• Task brief:
Print the listing below in its entirety, character for character.

• Supplied data:
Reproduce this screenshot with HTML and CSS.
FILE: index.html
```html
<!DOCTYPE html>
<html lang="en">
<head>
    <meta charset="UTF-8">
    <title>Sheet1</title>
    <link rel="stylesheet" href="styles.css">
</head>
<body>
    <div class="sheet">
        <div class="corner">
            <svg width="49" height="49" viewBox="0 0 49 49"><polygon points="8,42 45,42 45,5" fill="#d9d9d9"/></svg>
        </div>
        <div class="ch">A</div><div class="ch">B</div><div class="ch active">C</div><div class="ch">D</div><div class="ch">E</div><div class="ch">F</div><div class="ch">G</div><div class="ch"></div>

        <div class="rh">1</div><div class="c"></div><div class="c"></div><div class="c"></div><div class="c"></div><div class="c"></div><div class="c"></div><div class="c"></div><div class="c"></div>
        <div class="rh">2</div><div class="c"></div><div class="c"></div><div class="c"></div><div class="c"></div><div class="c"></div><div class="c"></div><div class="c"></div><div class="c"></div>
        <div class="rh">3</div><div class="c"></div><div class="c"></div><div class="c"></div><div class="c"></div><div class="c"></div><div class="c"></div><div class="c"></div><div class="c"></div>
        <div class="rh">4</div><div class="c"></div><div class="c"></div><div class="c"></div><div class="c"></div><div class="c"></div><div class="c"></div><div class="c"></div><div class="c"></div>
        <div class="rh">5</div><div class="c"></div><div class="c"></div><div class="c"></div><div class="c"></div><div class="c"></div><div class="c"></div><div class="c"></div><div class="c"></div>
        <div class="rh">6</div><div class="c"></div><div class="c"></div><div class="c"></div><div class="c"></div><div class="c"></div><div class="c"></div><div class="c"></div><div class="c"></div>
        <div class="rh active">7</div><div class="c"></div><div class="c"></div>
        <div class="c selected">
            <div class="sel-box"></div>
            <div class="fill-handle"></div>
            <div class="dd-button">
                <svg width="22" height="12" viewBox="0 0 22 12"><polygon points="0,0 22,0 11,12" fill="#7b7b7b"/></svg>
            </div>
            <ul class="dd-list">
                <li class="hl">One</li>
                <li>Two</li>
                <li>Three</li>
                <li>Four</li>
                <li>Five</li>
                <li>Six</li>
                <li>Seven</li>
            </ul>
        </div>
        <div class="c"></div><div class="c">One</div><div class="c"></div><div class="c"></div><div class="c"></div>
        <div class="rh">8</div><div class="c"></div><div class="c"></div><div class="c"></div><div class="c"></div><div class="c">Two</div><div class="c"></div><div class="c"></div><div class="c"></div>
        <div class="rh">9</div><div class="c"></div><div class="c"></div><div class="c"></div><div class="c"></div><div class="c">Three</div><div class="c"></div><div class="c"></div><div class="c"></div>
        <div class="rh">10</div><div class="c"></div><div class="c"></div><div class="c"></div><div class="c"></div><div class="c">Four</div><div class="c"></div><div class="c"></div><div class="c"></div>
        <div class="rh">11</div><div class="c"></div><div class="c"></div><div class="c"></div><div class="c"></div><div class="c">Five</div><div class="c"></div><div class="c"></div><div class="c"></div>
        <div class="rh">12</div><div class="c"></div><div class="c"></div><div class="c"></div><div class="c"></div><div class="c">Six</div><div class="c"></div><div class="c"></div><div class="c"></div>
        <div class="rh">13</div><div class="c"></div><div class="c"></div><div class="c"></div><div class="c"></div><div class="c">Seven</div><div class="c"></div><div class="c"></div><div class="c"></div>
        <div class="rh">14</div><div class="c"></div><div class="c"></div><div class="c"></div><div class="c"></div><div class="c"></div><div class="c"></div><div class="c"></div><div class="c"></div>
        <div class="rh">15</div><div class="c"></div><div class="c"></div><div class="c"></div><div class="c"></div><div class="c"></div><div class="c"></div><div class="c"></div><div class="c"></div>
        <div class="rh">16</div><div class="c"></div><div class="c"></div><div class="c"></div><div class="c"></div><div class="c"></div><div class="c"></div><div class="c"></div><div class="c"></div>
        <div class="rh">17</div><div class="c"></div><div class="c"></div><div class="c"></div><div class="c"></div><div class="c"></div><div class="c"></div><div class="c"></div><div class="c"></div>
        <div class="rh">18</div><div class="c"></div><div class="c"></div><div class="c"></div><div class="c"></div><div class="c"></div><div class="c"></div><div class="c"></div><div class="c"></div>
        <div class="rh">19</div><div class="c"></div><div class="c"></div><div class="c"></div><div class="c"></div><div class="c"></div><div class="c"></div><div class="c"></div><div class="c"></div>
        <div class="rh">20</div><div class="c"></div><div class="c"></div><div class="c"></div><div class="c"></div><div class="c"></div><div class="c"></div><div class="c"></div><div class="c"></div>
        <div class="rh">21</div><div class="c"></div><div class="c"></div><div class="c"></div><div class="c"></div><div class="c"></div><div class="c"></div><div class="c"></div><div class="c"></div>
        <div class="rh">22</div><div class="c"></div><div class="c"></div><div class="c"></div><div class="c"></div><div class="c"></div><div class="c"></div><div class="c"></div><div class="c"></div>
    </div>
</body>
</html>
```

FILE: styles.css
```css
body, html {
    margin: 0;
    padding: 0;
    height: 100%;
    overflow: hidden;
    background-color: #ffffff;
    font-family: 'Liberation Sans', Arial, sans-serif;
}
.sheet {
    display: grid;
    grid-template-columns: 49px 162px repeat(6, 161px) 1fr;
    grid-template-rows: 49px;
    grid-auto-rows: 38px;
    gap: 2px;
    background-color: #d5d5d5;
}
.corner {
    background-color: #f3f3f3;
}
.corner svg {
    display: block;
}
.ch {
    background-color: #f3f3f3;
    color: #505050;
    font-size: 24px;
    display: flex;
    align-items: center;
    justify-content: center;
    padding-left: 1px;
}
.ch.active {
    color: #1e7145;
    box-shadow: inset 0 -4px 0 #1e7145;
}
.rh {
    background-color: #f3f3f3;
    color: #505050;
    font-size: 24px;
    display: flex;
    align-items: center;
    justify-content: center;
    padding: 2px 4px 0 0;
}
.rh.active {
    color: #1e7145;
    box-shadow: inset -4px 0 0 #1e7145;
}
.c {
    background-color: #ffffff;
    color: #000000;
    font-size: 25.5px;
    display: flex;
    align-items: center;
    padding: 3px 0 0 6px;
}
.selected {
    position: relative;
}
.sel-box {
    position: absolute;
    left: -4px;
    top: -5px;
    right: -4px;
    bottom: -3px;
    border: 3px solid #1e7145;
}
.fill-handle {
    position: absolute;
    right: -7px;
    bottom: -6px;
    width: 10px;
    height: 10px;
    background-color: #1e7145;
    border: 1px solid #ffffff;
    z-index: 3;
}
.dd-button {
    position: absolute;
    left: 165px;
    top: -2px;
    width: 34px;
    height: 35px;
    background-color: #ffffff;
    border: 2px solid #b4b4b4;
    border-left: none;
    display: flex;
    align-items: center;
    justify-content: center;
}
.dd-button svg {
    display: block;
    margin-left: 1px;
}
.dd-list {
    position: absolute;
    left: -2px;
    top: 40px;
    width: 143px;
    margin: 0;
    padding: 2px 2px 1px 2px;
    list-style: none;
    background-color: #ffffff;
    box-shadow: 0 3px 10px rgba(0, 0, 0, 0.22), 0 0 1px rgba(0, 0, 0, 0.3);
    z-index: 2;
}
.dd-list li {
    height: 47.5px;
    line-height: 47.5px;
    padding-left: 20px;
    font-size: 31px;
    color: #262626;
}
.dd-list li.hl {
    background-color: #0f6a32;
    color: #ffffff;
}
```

• Answer to this exercise:
Reproduce this screenshot with HTML and CSS.
FILE: index.html
```html
<!DOCTYPE html>
<html lang="en">
<head>
    <meta charset="UTF-8">
    <title>Sheet1</title>
    <link rel="stylesheet" href="styles.css">
</head>
<body>
    <div class="sheet">
        <div class="corner">
            <svg width="49" height="49" viewBox="0 0 49 49"><polygon points="8,42 45,42 45,5" fill="#d9d9d9"/></svg>
        </div>
        <div class="ch">A</div><div class="ch">B</div><div class="ch active">C</div><div class="ch">D</div><div class="ch">E</div><div class="ch">F</div><div class="ch">G</div><div class="ch"></div>

        <div class="rh">1</div><div class="c"></div><div class="c"></div><div class="c"></div><div class="c"></div><div class="c"></div><div class="c"></div><div class="c"></div><div class="c"></div>
        <div class="rh">2</div><div class="c"></div><div class="c"></div><div class="c"></div><div class="c"></div><div class="c"></div><div class="c"></div><div class="c"></div><div class="c"></div>
        <div class="rh">3</div><div class="c"></div><div class="c"></div><div class="c"></div><div class="c"></div><div class="c"></div><div class="c"></div><div class="c"></div><div class="c"></div>
        <div class="rh">4</div><div class="c"></div><div class="c"></div><div class="c"></div><div class="c"></div><div class="c"></div><div class="c"></div><div class="c"></div><div class="c"></div>
        <div class="rh">5</div><div class="c"></div><div class="c"></div><div class="c"></div><div class="c"></div><div class="c"></div><div class="c"></div><div class="c"></div><div class="c"></div>
        <div class="rh">6</div><div class="c"></div><div class="c"></div><div class="c"></div><div class="c"></div><div class="c"></div><div class="c"></div><div class="c"></div><div class="c"></div>
        <div class="rh active">7</div><div class="c"></div><div class="c"></div>
        <div class="c selected">
            <div class="sel-box"></div>
            <div class="fill-handle"></div>
            <div class="dd-button">
                <svg width="22" height="12" viewBox="0 0 22 12"><polygon points="0,0 22,0 11,12" fill="#7b7b7b"/></svg>
            </div>
            <ul class="dd-list">
                <li class="hl">One</li>
                <li>Two</li>
                <li>Three</li>
                <li>Four</li>
                <li>Five</li>
                <li>Six</li>
                <li>Seven</li>
            </ul>
        </div>
        <div class="c"></div><div class="c">One</div><div class="c"></div><div class="c"></div><div class="c"></div>
        <div class="rh">8</div><div class="c"></div><div class="c"></div><div class="c"></div><div class="c"></div><div class="c">Two</div><div class="c"></div><div class="c"></div><div class="c"></div>
        <div class="rh">9</div><div class="c"></div><div class="c"></div><div class="c"></div><div class="c"></div><div class="c">Three</div><div class="c"></div><div class="c"></div><div class="c"></div>
        <div class="rh">10</div><div class="c"></div><div class="c"></div><div class="c"></div><div class="c"></div><div class="c">Four</div><div class="c"></div><div class="c"></div><div class="c"></div>
        <div class="rh">11</div><div class="c"></div><div class="c"></div><div class="c"></div><div class="c"></div><div class="c">Five</div><div class="c"></div><div class="c"></div><div class="c"></div>
        <div class="rh">12</div><div class="c"></div><div class="c"></div><div class="c"></div><div class="c"></div><div class="c">Six</div><div class="c"></div><div class="c"></div><div class="c"></div>
        <div class="rh">13</div><div class="c"></div><div class="c"></div><div class="c"></div><div class="c"></div><div class="c">Seven</div><div class="c"></div><div class="c"></div><div class="c"></div>
        <div class="rh">14</div><div class="c"></div><div class="c"></div><div class="c"></div><div class="c"></div><div class="c"></div><div class="c"></div><div class="c"></div><div class="c"></div>
        <div class="rh">15</div><div class="c"></div><div class="c"></div><div class="c"></div><div class="c"></div><div class="c"></div><div class="c"></div><div class="c"></div><div class="c"></div>
        <div class="rh">16</div><div class="c"></div><div class="c"></div><div class="c"></div><div class="c"></div><div class="c"></div><div class="c"></div><div class="c"></div><div class="c"></div>
        <div class="rh">17</div><div class="c"></div><div class="c"></div><div class="c"></div><div class="c"></div><div class="c"></div><div class="c"></div><div class="c"></div><div class="c"></div>
        <div class="rh">18</div><div class="c"></div><div class="c"></div><div class="c"></div><div class="c"></div><div class="c"></div><div class="c"></div><div class="c"></div><div class="c"></div>
        <div class="rh">19</div><div class="c"></div><div class="c"></div><div class="c"></div><div class="c"></div><div class="c"></div><div class="c"></div><div class="c"></div><div class="c"></div>
        <div class="rh">20</div><div class="c"></div><div class="c"></div><div class="c"></div><div class="c"></div><div class="c"></div><div class="c"></div><div class="c"></div><div class="c"></div>
        <div class="rh">21</div><div class="c"></div><div class="c"></div><div class="c"></div><div class="c"></div><div class="c"></div><div class="c"></div><div class="c"></div><div class="c"></div>
        <div class="rh">22</div><div class="c"></div><div class="c"></div><div class="c"></div><div class="c"></div><div class="c"></div><div class="c"></div><div class="c"></div><div class="c"></div>
    </div>
</body>
</html>
```

FILE: styles.css
```css
body, html {
    margin: 0;
    padding: 0;
    height: 100%;
    overflow: hidden;
    background-color: #ffffff;
    font-family: 'Liberation Sans', Arial, sans-serif;
}
.sheet {
    display: grid;
    grid-template-columns: 49px 162px repeat(6, 161px) 1fr;
    grid-template-rows: 49px;
    grid-auto-rows: 38px;
    gap: 2px;
    background-color: #d5d5d5;
}
.corner {
    background-color: #f3f3f3;
}
.corner svg {
    display: block;
}
.ch {
    background-color: #f3f3f3;
    color: #505050;
    font-size: 24px;
    display: flex;
    align-items: center;
    justify-content: center;
    padding-left: 1px;
}
.ch.active {
    color: #1e7145;
    box-shadow: inset 0 -4px 0 #1e7145;
}
.rh {
    background-color: #f3f3f3;
    color: #505050;
    font-size: 24px;
    display: flex;
    align-items: center;
    justify-content: center;
    padding: 2px 4px 0 0;
}
.rh.active {
    color: #1e7145;
    box-shadow: inset -4px 0 0 #1e7145;
}
.c {
    background-color: #ffffff;
    color: #000000;
    font-size: 25.5px;
    display: flex;
    align-items: center;
    padding: 3px 0 0 6px;
}
.selected {
    position: relative;
}
.sel-box {
    position: absolute;
    left: -4px;
    top: -5px;
    right: -4px;
    bottom: -3px;
    border: 3px solid #1e7145;
}
.fill-handle {
    position: absolute;
    right: -7px;
    bottom: -6px;
    width: 10px;
    height: 10px;
    background-color: #1e7145;
    border: 1px solid #ffffff;
    z-index: 3;
}
.dd-button {
    position: absolute;
    left: 165px;
    top: -2px;
    width: 34px;
    height: 35px;
    background-color: #ffffff;
    border: 2px solid #b4b4b4;
    border-left: none;
    display: flex;
    align-items: center;
    justify-content: center;
}
.dd-button svg {
    display: block;
    margin-left: 1px;
}
.dd-list {
    position: absolute;
    left: -2px;
    top: 40px;
    width: 143px;
    margin: 0;
    padding: 2px 2px 1px 2px;
    list-style: none;
    background-color: #ffffff;
    box-shadow: 0 3px 10px rgba(0, 0, 0, 0.22), 0 0 1px rgba(0, 0, 0, 0.3);
    z-index: 2;
}
.dd-list li {
    height: 47.5px;
    line-height: 47.5px;
    padding-left: 20px;
    font-size: 31px;
    color: #262626;
}
.dd-list li.hl {
    background-color: #0f6a32;
    color: #ffffff;
}
```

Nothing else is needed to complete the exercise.